(Description of the task): Everything in the data should be repeated exactly, save for the images.
□ □ □ □ □ □ □
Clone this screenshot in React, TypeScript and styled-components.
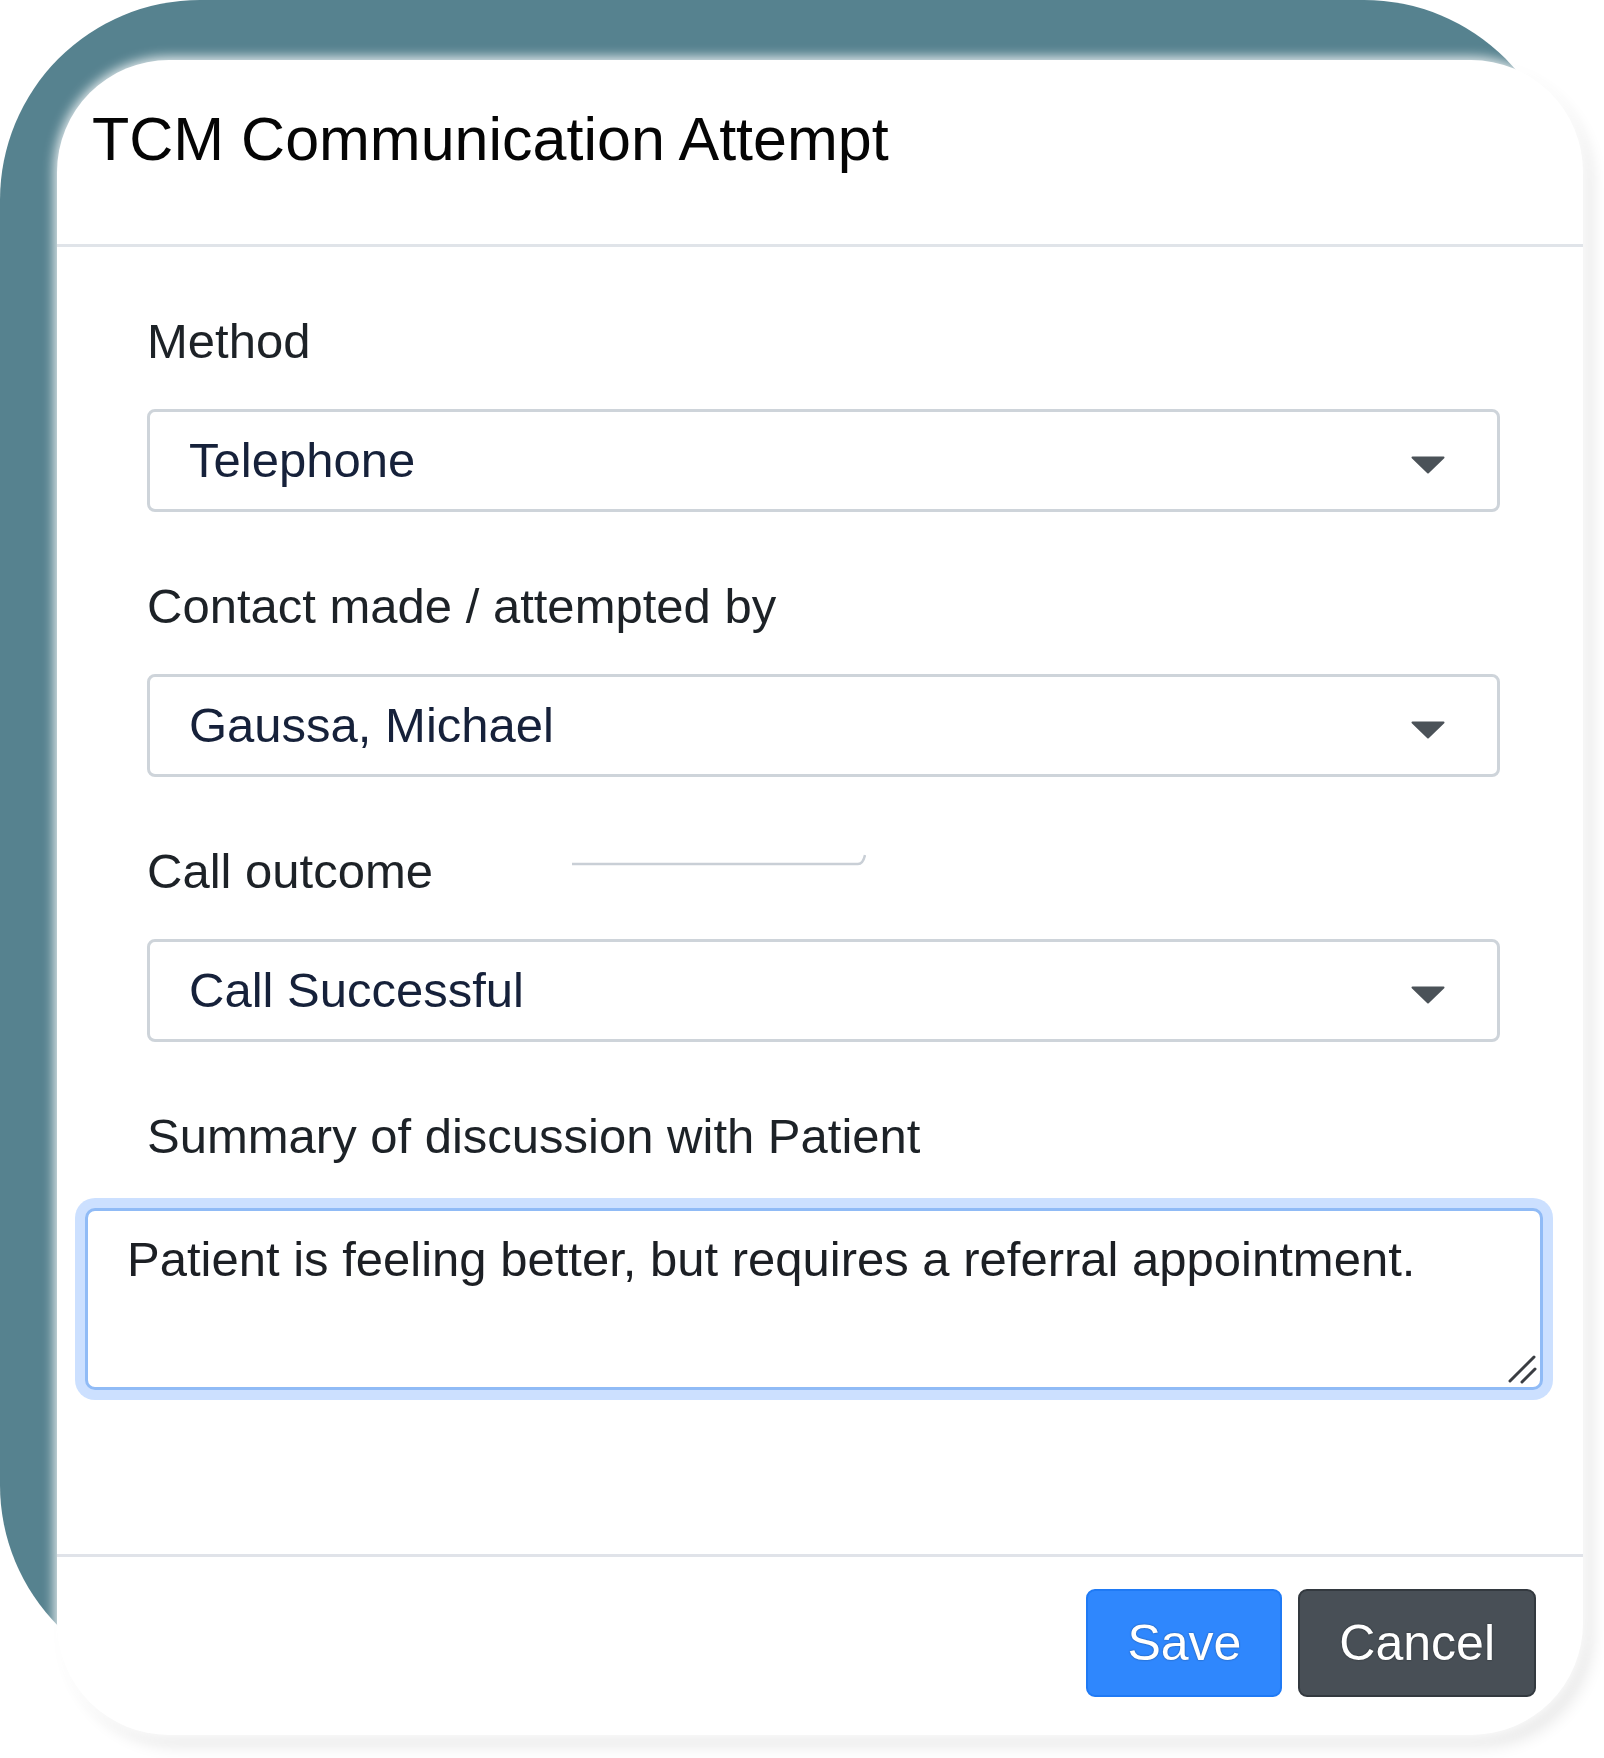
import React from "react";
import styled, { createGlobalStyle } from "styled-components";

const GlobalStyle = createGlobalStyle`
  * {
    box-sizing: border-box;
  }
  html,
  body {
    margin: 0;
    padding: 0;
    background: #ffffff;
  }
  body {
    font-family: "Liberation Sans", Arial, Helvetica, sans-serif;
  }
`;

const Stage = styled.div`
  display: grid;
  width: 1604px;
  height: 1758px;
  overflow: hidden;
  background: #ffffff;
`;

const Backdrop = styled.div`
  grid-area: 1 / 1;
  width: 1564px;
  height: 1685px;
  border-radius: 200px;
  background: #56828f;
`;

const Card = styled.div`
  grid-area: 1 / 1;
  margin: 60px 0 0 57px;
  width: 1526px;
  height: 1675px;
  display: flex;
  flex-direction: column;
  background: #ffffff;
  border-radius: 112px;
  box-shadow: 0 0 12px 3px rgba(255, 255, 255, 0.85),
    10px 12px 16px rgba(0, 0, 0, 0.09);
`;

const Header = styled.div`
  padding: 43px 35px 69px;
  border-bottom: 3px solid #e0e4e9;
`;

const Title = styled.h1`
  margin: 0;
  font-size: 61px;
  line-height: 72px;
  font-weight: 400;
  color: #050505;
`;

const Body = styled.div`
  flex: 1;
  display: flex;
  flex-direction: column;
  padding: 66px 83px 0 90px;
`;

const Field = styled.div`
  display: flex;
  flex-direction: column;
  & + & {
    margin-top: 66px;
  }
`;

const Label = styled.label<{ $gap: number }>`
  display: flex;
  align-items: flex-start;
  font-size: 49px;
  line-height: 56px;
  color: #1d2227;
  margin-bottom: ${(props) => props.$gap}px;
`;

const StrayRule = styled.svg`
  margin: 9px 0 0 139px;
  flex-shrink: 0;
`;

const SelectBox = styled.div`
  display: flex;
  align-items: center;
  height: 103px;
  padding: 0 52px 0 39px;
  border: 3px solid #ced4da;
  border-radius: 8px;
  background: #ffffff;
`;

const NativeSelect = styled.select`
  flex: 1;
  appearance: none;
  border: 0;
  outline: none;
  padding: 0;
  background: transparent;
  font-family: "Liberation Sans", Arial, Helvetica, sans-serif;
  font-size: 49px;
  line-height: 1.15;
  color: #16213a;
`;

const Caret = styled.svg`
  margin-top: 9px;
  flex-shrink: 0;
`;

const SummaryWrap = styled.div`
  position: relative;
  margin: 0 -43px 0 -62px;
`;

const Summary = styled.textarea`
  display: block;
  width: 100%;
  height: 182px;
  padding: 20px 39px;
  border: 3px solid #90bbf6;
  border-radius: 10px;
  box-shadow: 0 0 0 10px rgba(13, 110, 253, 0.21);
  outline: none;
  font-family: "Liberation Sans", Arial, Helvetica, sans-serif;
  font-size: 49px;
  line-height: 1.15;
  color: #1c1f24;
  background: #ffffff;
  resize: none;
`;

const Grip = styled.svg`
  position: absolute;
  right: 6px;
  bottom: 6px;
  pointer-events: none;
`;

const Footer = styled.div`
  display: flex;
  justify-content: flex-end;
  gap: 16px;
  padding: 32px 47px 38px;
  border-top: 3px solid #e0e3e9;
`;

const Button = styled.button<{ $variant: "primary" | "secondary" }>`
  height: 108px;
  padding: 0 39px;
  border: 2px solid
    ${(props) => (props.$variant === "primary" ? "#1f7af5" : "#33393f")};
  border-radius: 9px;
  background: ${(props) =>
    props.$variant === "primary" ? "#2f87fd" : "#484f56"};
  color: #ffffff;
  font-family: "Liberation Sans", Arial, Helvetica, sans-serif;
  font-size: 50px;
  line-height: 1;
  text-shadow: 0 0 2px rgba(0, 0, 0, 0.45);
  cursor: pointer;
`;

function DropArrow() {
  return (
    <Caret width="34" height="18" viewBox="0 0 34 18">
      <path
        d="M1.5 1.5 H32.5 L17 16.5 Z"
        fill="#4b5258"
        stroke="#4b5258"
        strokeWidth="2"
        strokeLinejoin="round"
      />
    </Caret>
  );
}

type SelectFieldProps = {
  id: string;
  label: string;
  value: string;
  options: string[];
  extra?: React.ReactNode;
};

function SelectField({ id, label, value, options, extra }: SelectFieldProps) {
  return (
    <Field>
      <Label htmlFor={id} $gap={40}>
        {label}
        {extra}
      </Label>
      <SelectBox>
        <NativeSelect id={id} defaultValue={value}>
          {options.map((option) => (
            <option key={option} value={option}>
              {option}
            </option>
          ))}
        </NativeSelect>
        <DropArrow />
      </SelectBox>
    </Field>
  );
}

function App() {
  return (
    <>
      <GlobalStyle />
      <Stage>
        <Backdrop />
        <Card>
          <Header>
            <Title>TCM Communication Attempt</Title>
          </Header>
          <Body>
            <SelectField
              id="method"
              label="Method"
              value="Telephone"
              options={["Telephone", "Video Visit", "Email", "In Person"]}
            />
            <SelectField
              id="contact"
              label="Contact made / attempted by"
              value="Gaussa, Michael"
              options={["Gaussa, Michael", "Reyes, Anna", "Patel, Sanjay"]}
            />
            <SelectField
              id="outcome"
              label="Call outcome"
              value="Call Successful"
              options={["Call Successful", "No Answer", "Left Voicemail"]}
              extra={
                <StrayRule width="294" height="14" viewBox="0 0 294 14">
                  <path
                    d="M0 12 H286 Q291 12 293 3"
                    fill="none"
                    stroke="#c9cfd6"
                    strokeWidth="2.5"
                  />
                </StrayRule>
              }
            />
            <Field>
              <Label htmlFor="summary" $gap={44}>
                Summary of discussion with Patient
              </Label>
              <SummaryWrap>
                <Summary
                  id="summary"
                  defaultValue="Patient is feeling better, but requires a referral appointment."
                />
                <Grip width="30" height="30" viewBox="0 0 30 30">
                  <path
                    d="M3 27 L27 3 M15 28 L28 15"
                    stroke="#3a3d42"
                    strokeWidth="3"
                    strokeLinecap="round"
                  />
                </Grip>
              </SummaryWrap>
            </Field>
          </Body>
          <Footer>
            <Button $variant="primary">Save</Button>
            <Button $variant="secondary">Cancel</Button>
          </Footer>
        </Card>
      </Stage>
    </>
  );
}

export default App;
□ □ □ □ □ □ □
(Problem solution):
Clone this screenshot in React, TypeScript and styled-components.
import React from "react";
import styled, { createGlobalStyle } from "styled-components";

const GlobalStyle = createGlobalStyle`
  * {
    box-sizing: border-box;
  }
  html,
  body {
    margin: 0;
    padding: 0;
    background: #ffffff;
  }
  body {
    font-family: "Liberation Sans", Arial, Helvetica, sans-serif;
  }
`;

const Stage = styled.div`
  display: grid;
  width: 1604px;
  height: 1758px;
  overflow: hidden;
  background: #ffffff;
`;

const Backdrop = styled.div`
  grid-area: 1 / 1;
  width: 1564px;
  height: 1685px;
  border-radius: 200px;
  background: #56828f;
`;

const Card = styled.div`
  grid-area: 1 / 1;
  margin: 60px 0 0 57px;
  width: 1526px;
  height: 1675px;
  display: flex;
  flex-direction: column;
  background: #ffffff;
  border-radius: 112px;
  box-shadow: 0 0 12px 3px rgba(255, 255, 255, 0.85),
    10px 12px 16px rgba(0, 0, 0, 0.09);
`;

const Header = styled.div`
  padding: 43px 35px 69px;
  border-bottom: 3px solid #e0e4e9;
`;

const Title = styled.h1`
  margin: 0;
  font-size: 61px;
  line-height: 72px;
  font-weight: 400;
  color: #050505;
`;

const Body = styled.div`
  flex: 1;
  display: flex;
  flex-direction: column;
  padding: 66px 83px 0 90px;
`;

const Field = styled.div`
  display: flex;
  flex-direction: column;
  & + & {
    margin-top: 66px;
  }
`;

const Label = styled.label<{ $gap: number }>`
  display: flex;
  align-items: flex-start;
  font-size: 49px;
  line-height: 56px;
  color: #1d2227;
  margin-bottom: ${(props) => props.$gap}px;
`;

const StrayRule = styled.svg`
  margin: 9px 0 0 139px;
  flex-shrink: 0;
`;

const SelectBox = styled.div`
  display: flex;
  align-items: center;
  height: 103px;
  padding: 0 52px 0 39px;
  border: 3px solid #ced4da;
  border-radius: 8px;
  background: #ffffff;
`;

const NativeSelect = styled.select`
  flex: 1;
  appearance: none;
  border: 0;
  outline: none;
  padding: 0;
  background: transparent;
  font-family: "Liberation Sans", Arial, Helvetica, sans-serif;
  font-size: 49px;
  line-height: 1.15;
  color: #16213a;
`;

const Caret = styled.svg`
  margin-top: 9px;
  flex-shrink: 0;
`;

const SummaryWrap = styled.div`
  position: relative;
  margin: 0 -43px 0 -62px;
`;

const Summary = styled.textarea`
  display: block;
  width: 100%;
  height: 182px;
  padding: 20px 39px;
  border: 3px solid #90bbf6;
  border-radius: 10px;
  box-shadow: 0 0 0 10px rgba(13, 110, 253, 0.21);
  outline: none;
  font-family: "Liberation Sans", Arial, Helvetica, sans-serif;
  font-size: 49px;
  line-height: 1.15;
  color: #1c1f24;
  background: #ffffff;
  resize: none;
`;

const Grip = styled.svg`
  position: absolute;
  right: 6px;
  bottom: 6px;
  pointer-events: none;
`;

const Footer = styled.div`
  display: flex;
  justify-content: flex-end;
  gap: 16px;
  padding: 32px 47px 38px;
  border-top: 3px solid #e0e3e9;
`;

const Button = styled.button<{ $variant: "primary" | "secondary" }>`
  height: 108px;
  padding: 0 39px;
  border: 2px solid
    ${(props) => (props.$variant === "primary" ? "#1f7af5" : "#33393f")};
  border-radius: 9px;
  background: ${(props) =>
    props.$variant === "primary" ? "#2f87fd" : "#484f56"};
  color: #ffffff;
  font-family: "Liberation Sans", Arial, Helvetica, sans-serif;
  font-size: 50px;
  line-height: 1;
  text-shadow: 0 0 2px rgba(0, 0, 0, 0.45);
  cursor: pointer;
`;

function DropArrow() {
  return (
    <Caret width="34" height="18" viewBox="0 0 34 18">
      <path
        d="M1.5 1.5 H32.5 L17 16.5 Z"
        fill="#4b5258"
        stroke="#4b5258"
        strokeWidth="2"
        strokeLinejoin="round"
      />
    </Caret>
  );
}

type SelectFieldProps = {
  id: string;
  label: string;
  value: string;
  options: string[];
  extra?: React.ReactNode;
};

function SelectField({ id, label, value, options, extra }: SelectFieldProps) {
  return (
    <Field>
      <Label htmlFor={id} $gap={40}>
        {label}
        {extra}
      </Label>
      <SelectBox>
        <NativeSelect id={id} defaultValue={value}>
          {options.map((option) => (
            <option key={option} value={option}>
              {option}
            </option>
          ))}
        </NativeSelect>
        <DropArrow />
      </SelectBox>
    </Field>
  );
}

function App() {
  return (
    <>
      <GlobalStyle />
      <Stage>
        <Backdrop />
        <Card>
          <Header>
            <Title>TCM Communication Attempt</Title>
          </Header>
          <Body>
            <SelectField
              id="method"
              label="Method"
              value="Telephone"
              options={["Telephone", "Video Visit", "Email", "In Person"]}
            />
            <SelectField
              id="contact"
              label="Contact made / attempted by"
              value="Gaussa, Michael"
              options={["Gaussa, Michael", "Reyes, Anna", "Patel, Sanjay"]}
            />
            <SelectField
              id="outcome"
              label="Call outcome"
              value="Call Successful"
              options={["Call Successful", "No Answer", "Left Voicemail"]}
              extra={
                <StrayRule width="294" height="14" viewBox="0 0 294 14">
                  <path
                    d="M0 12 H286 Q291 12 293 3"
                    fill="none"
                    stroke="#c9cfd6"
                    strokeWidth="2.5"
                  />
                </StrayRule>
              }
            />
            <Field>
              <Label htmlFor="summary" $gap={44}>
                Summary of discussion with Patient
              </Label>
              <SummaryWrap>
                <Summary
                  id="summary"
                  defaultValue="Patient is feeling better, but requires a referral appointment."
                />
                <Grip width="30" height="30" viewBox="0 0 30 30">
                  <path
                    d="M3 27 L27 3 M15 28 L28 15"
                    stroke="#3a3d42"
                    strokeWidth="3"
                    strokeLinecap="round"
                  />
                </Grip>
              </SummaryWrap>
            </Field>
          </Body>
          <Footer>
            <Button $variant="primary">Save</Button>
            <Button $variant="secondary">Cancel</Button>
          </Footer>
        </Card>
      </Stage>
    </>
  );
}

export default App;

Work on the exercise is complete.